**THE TASK:** Copy every line from the data below in which the string "Write" can be found.

**PROVIDED RECORDS:**

^^^^^^^^

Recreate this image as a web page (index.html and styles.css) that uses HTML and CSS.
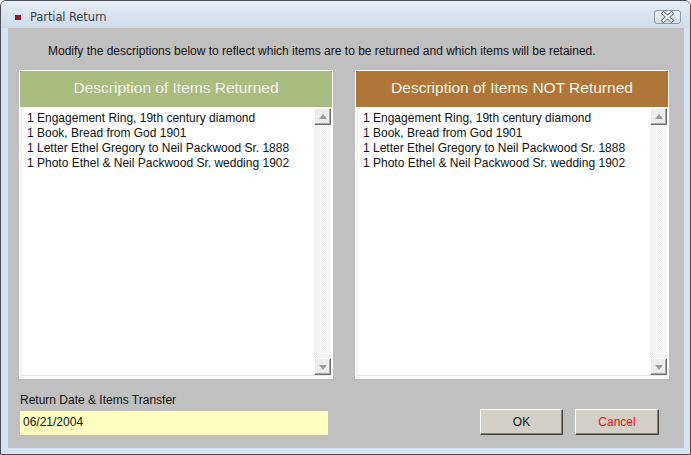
FILE: index.html
```html
<!DOCTYPE html>
<html>
<head>
<meta charset="utf-8">
<link rel="stylesheet" href="styles.css">
</head>
<body>
<div class="window">
  <div class="titlebar">
    <span class="app-icon"></span>
    <span class="title">Partial Return</span>
    <span class="close">
      <svg width="27" height="14" viewBox="0 0 27 14">
        <path d="M9.5 3.5 L17.5 10.5 M17.5 3.5 L9.5 10.5" stroke="#6d7684" stroke-width="4" stroke-linecap="square"/>
        <path d="M9.5 3.5 L17.5 10.5 M17.5 3.5 L9.5 10.5" stroke="#fff" stroke-width="2" stroke-linecap="square"/>
      </svg>
    </span>
  </div>
  <div class="client">
    <p class="intro">Modify the descriptions below to reflect which items are to be returned and which items will be retained.</p>
    <div class="panels">
      <div class="panel">
        <div class="panel-head green">Description of Items Returned</div>
        <div class="panel-body">
          <div class="list">
            <div>1 Engagement Ring, 19th century diamond</div>
            <div>1 Book, Bread from God 1901</div>
            <div>1 Letter Ethel Gregory to Neil Packwood Sr. 1888</div>
            <div>1 Photo Ethel &amp; Neil Packwood Sr. wedding 1902</div>
          </div>
          <div class="scrollbar">
            <div class="sb-btn"><span class="arrow up"></span></div>
            <div class="sb-track"></div>
            <div class="sb-btn"><span class="arrow down"></span></div>
          </div>
        </div>
      </div>
      <div class="panel">
        <div class="panel-head brown">Description of Items NOT Returned</div>
        <div class="panel-body">
          <div class="list">
            <div>1 Engagement Ring, 19th century diamond</div>
            <div>1 Book, Bread from God 1901</div>
            <div>1 Letter Ethel Gregory to Neil Packwood Sr. 1888</div>
            <div>1 Photo Ethel &amp; Neil Packwood Sr. wedding 1902</div>
          </div>
          <div class="scrollbar">
            <div class="sb-btn"><span class="arrow up"></span></div>
            <div class="sb-track"></div>
            <div class="sb-btn"><span class="arrow down"></span></div>
          </div>
        </div>
      </div>
    </div>
    <div class="footer">
      <div class="date-field">
        <div class="label">Return Date &amp; Items Transfer</div>
        <div class="input">06/21/2004</div>
      </div>
      <div class="buttons">
        <div class="btn">OK</div>
        <div class="btn cancel">Cancel</div>
      </div>
    </div>
  </div>
</div>
</body>
</html>
```
FILE: styles.css
```css
* { box-sizing: border-box; }
html, body { margin: 0; padding: 0; }
body {
  width: 691px;
  height: 455px;
  background: #ffffff;
  font-family: "Liberation Sans", Arial, sans-serif;
  overflow: hidden;
}
.window {
  width: 691px;
  height: 455px;
  border: 1px solid #4a4f57;
  border-radius: 6px 6px 0 0;
  background: #d6e3f1;
  display: flex;
  flex-direction: column;
}
.titlebar {
  height: 27px;
  display: flex;
  align-items: center;
  padding-top: 5px;
  background: linear-gradient(#e6edf6, #cfdceb);
  border-radius: 5px 5px 0 0;
}
.app-icon {
  width: 6px;
  height: 5px;
  background: #9b1030;
  margin-left: 14px;
}
.title {
  margin-left: 9px;
  color: #3a3f48;
  font-family: "DejaVu Sans", "Liberation Sans", sans-serif;
  font-size: 11.5px;
  letter-spacing: -0.1px;
}
.close {
  margin-left: auto;
  margin-right: 9px;
  width: 27px;
  height: 14px;
  border: 1px solid #8c97a8;
  border-radius: 3px;
  background: linear-gradient(#eef3f9, #d3dde9);
  display: flex;
}
.close svg { margin: -1px; }
.client {
  flex: 1;
  margin: 0 6px 6px 7px;
  background: #c0c0c0;
  display: flex;
  flex-direction: column;
}
.intro {
  margin: 16px 0 0 40px;
  font-size: 12px;
  line-height: 14px;
  color: #111;
}
.panels {
  display: flex;
  gap: 22px;
  margin: 12px 0 0 11px;
}
.panel {
  width: 314px;
  height: 309px;
  border: 1px solid #ffffff;
  display: flex;
  flex-direction: column;
}
.panel-head {
  height: 36px;
  display: flex;
  align-items: center;
  justify-content: center;
  color: #f4f4ee;
  font-size: 15.5px;
  padding-bottom: 2px;
}
.green { background: #aabd80; }
.brown { background: #b07637; }
.panel-body {
  flex: 1;
  background: #ffffff;
  display: flex;
  padding: 1px;
  border-bottom: 1px solid #ffffff;
}
.list {
  flex: 1;
  padding: 3px 0 0 5px;
  font-size: 12px;
  line-height: 15px;
  color: #111;
  border-left: 1px solid #ececec;
  border-bottom: 1px solid #e4e4e4;
}
.scrollbar {
  width: 17px;
  display: flex;
  flex-direction: column;
  border-bottom: 1px solid #e4e4e4;
}
.sb-btn {
  height: 17px;
  background: #ececec;
  border-top: 1px solid #ffffff;
  border-left: 1px solid #ffffff;
  border-right: 1px solid #6e6e6e;
  border-bottom: 1px solid #6e6e6e;
  box-shadow: inset -1px -1px 0 #a8a8a8;
  display: flex;
  align-items: center;
  justify-content: center;
}
.arrow {
  width: 0;
  height: 0;
  border-left: 4.5px solid transparent;
  border-right: 4.5px solid transparent;
}
.arrow.up { border-bottom: 5px solid #9a9a9a; margin-top: -1px; }
.arrow.down { border-top: 5px solid #9a9a9a; margin-top: 1px; }
.sb-track {
  flex: 1;
  background-color: #ffffff;
  background-image: repeating-conic-gradient(#ebebeb 0 25%, #ffffff 0 50%);
  background-size: 2px 2px;
}
.footer {
  display: flex;
  align-items: flex-end;
  margin: 14px 0 0 12px;
}
.date-field { width: 308px; }
.label {
  font-size: 12px;
  line-height: 14px;
  color: #111;
}
.input {
  margin-top: 4px;
  height: 24px;
  background: #ffffc0;
  font-size: 12px;
  color: #111;
  padding: 4px 0 0 3px;
}
.buttons {
  display: flex;
  gap: 12px;
  margin-left: auto;
  margin-right: 25px;
}
.btn {
  width: 83px;
  height: 26px;
  background: #d4d0c8;
  border-top: 1px solid #ffffff;
  border-left: 1px solid #ffffff;
  border-right: 1px solid #404040;
  border-bottom: 1px solid #404040;
  box-shadow: inset -1px -1px 0 #808080;
  display: flex;
  align-items: center;
  justify-content: center;
  font-size: 12px;
  color: #111;
}
.btn.cancel { width: 84px; color: #ee1111; }
```
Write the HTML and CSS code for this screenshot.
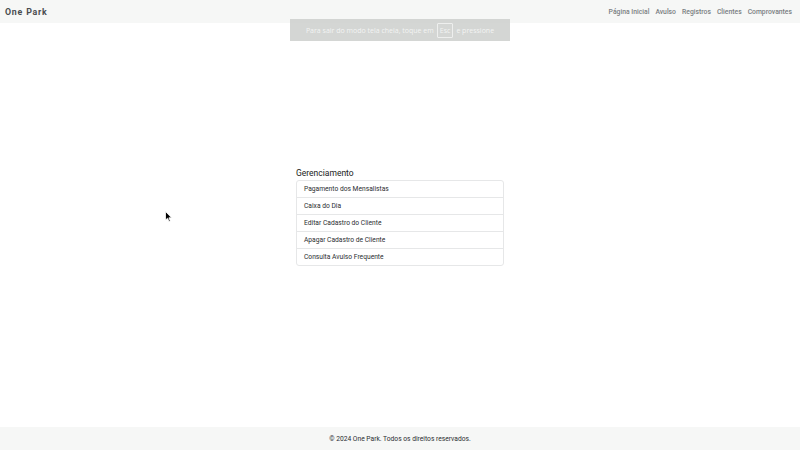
FILE: index.html
```html
<!DOCTYPE html>
<html lang="pt-BR">
<head>
<meta charset="utf-8">
<title>One Park</title>
<link rel="stylesheet" href="styles.css">
</head>
<body>
<header class="navbar">
  <a class="brand" href="#">One Park</a>
  <nav class="nav">
    <a href="#">Página Inicial</a>
    <a href="#">Avulso</a>
    <a href="#">Registros</a>
    <a href="#">Clientes</a>
    <a href="#">Comprovantes</a>
  </nav>
</header>
<main class="main">
  <section class="panel">
    <h5 class="title">Gerenciamento</h5>
    <ul class="list">
      <li class="item">Pagamento dos Mensalistas</li>
      <li class="item">Caixa do Dia</li>
      <li class="item">Editar Cadastro do Cliente</li>
      <li class="item">Apagar Cadastro de Cliente</li>
      <li class="item">Consulta Avulso Frequente</li>
    </ul>
  </section>
</main>
<footer class="footer">© 2024 One Park. Todos os direitos reservados.</footer>
<div class="toast">Para sair do modo tela cheia, toque em <span class="key">Esc</span> e pressione</div>
<svg class="cursor" width="8" height="12" viewBox="0 0 8 12"><path d="M0.5 0.5 L0.5 9 L2.6 7.2 L4 10.6 L5.3 10 L3.9 6.8 L6.6 6.8 Z" fill="#000" stroke="#fff" stroke-width="0.8"/></svg>
</body>
</html>
```
FILE: styles.css
```css
* { box-sizing: border-box; }
html, body { margin: 0; padding: 0; }
body {
  font-family: Roboto, "Liberation Sans", sans-serif;
  background: #fff;
  color: #212529;
  min-height: 450px;
  height: 450px;
  display: flex;
  flex-direction: column;
  position: relative;
  overflow: hidden;
}
.navbar {
  height: 23px;
  background: #f6f7f6;
  display: flex;
  align-items: center;
  justify-content: space-between;
  padding: 0 8px 0 5px;
}
.brand {
  font-size: 8.8px;
  font-weight: 700;
  letter-spacing: 0.8px;
  color: #4a4d50;
  text-decoration: none;
}
.nav { display: flex; gap: 6px; }
.nav a {
  font-size: 6.8px;
  font-weight: 500;
  color: #7a7e82;
  text-decoration: none;
}
.main {
  flex: 1;
  display: flex;
  justify-content: center;
  padding-top: 145px;
}
.panel { width: 208px; }
.title {
  margin: 0 0 1px;
  font-size: 8.5px;
  font-weight: 400;
  color: #222;
  line-height: 11px;
}
.list {
  list-style: none;
  margin: 0;
  padding: 0;
  border: 1px solid #e6e7e8;
  border-radius: 3px;
}
.item {
  height: 17px;
  line-height: 16px;
  font-size: 6.7px;
  color: #2b2e31;
  padding: 0 7px;
  border-top: 1px solid #e6e7e8;
}
.item:first-child { border-top: 0; height: 16px; }
.footer {
  height: 23px;
  background: #f6f7f6;
  display: flex;
  align-items: center;
  justify-content: center;
  font-size: 6.7px;
  color: #2b2e31;
}
.toast {
  position: absolute;
  left: 290px;
  top: 19px;
  width: 220px;
  height: 22px;
  background: rgba(205, 207, 205, 0.85);
  color: #f3f4f3;
  font-family: "Open Sans", "DejaVu Sans", sans-serif;
  font-size: 7px;
  display: flex;
  align-items: center;
  justify-content: center;
  gap: 3px;
}
.key {
  border: 1px solid #eeefee;
  border-radius: 1px;
  padding: 2px 2px;
  line-height: 9px;
}
.cursor {
  position: absolute;
  left: 165px;
  top: 211px;
}
```
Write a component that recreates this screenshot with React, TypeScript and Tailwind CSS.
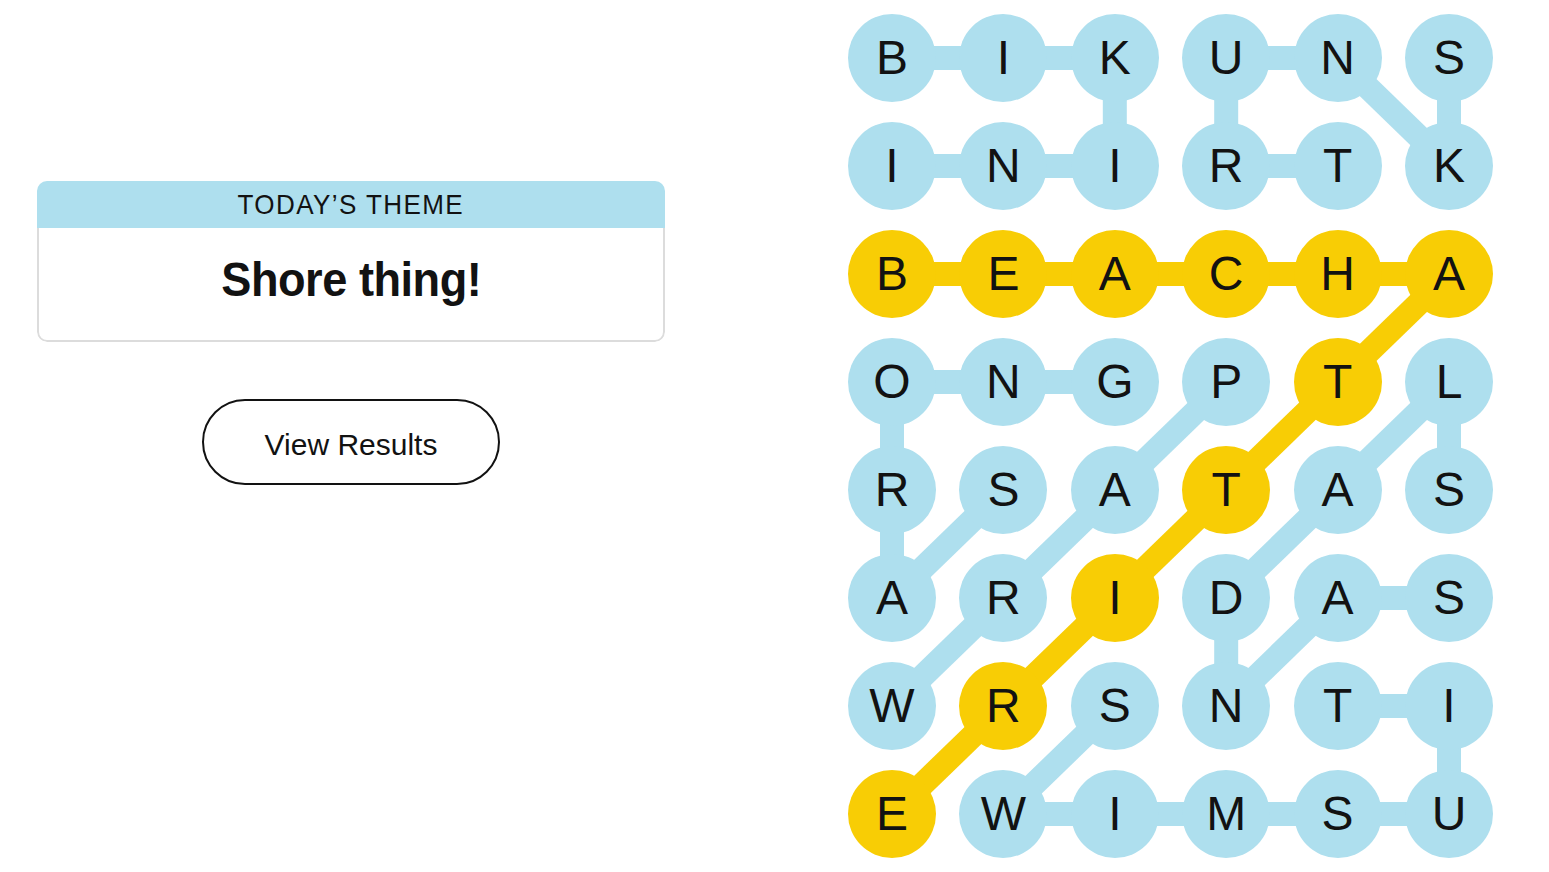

^^^^^^^^

**SOLUTION:**
Write the HTML and CSS code for this screenshot.
Write a component that recreates this screenshot with React, TypeScript and Tailwind CSS.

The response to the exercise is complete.